The popular assumption has generally been that nonverbal behaviour communicates emotion. This idea goes back more than two thousand years to the time of Cicero who thought that each emotion had a particular bearing associated with it (Knapp, 2006). While emotions are certainly part of the mix, modern approaches to nonverbal behaviour have examined all kinds of factors like dominance, intimacy, deception and influence.

Explaining gestures – the movements we make with our hands, arms, body, head or face – has been a particularly controversial area of nonverbal behaviour. Some have argued that gestures communicate vital aspects of meaning while others have argued they play a role in word retrieval.

Gesture as thought

Those who argue gesture is filled with meaning say the evidence is very strong. Supporting research comes from studies where people are asked to tell the story of a cartoon with which they are presented (e.g. Hadar and Pinchas-Zamir, 2004). They are surreptitiously video-recorded narrating the story. This video is then shown to participants with either just video or audio, or both together. These participants are then asked to answer a series of questions about the original story. The results show those who have seen the video along with the audio are better at answering questions about the story.

On top of this, researchers have found people gesture more when they can see the person they are talking to compared with, for example, when they are on the telephone. There is even evidence gestures used while telling a story become encoded into memory such that they affect later retellings of the story.

What some argue from evidence like this is firstly that gestures and speech are too highly connected to be separate channels of communication. Each channel informs the other, and to remove gestures is to remove information. Following on from that, it is argued, people are actually thinking with their hands and so, by watching the hands move you can effectively see people’s inner thoughts.

Gesture as memory

Not everyone is so sure this type of evidence is really that strong. While it would be foolish to argue gestures have no communicative function, some argue the case has been overstated. Instead, perhaps gestures do aid communication but by helping us form our own speech rather than with the communicative properties they have in themselves.

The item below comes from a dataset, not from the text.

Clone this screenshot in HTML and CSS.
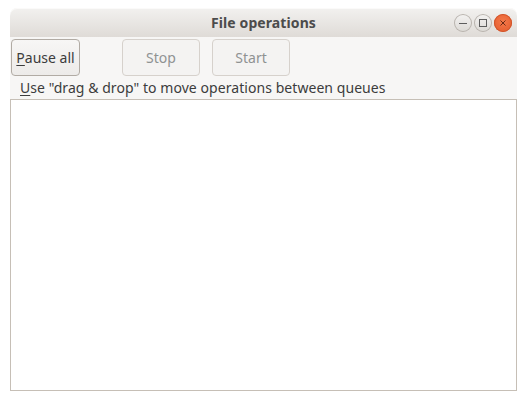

This theory has the great advantage that it’s relatively easy to test. Simply tie someone’s hands behind their back, then see how it affects their talk. Indeed, this is what has been done in experimentally controlled conditions and there is some support that people’s talk does become less fluent when they’re not allowed to gesture. In addition to these, studies on the ‘tip of the tongue’ phenomenon have shown that people unable to gesture find it harder to retrieve the right word.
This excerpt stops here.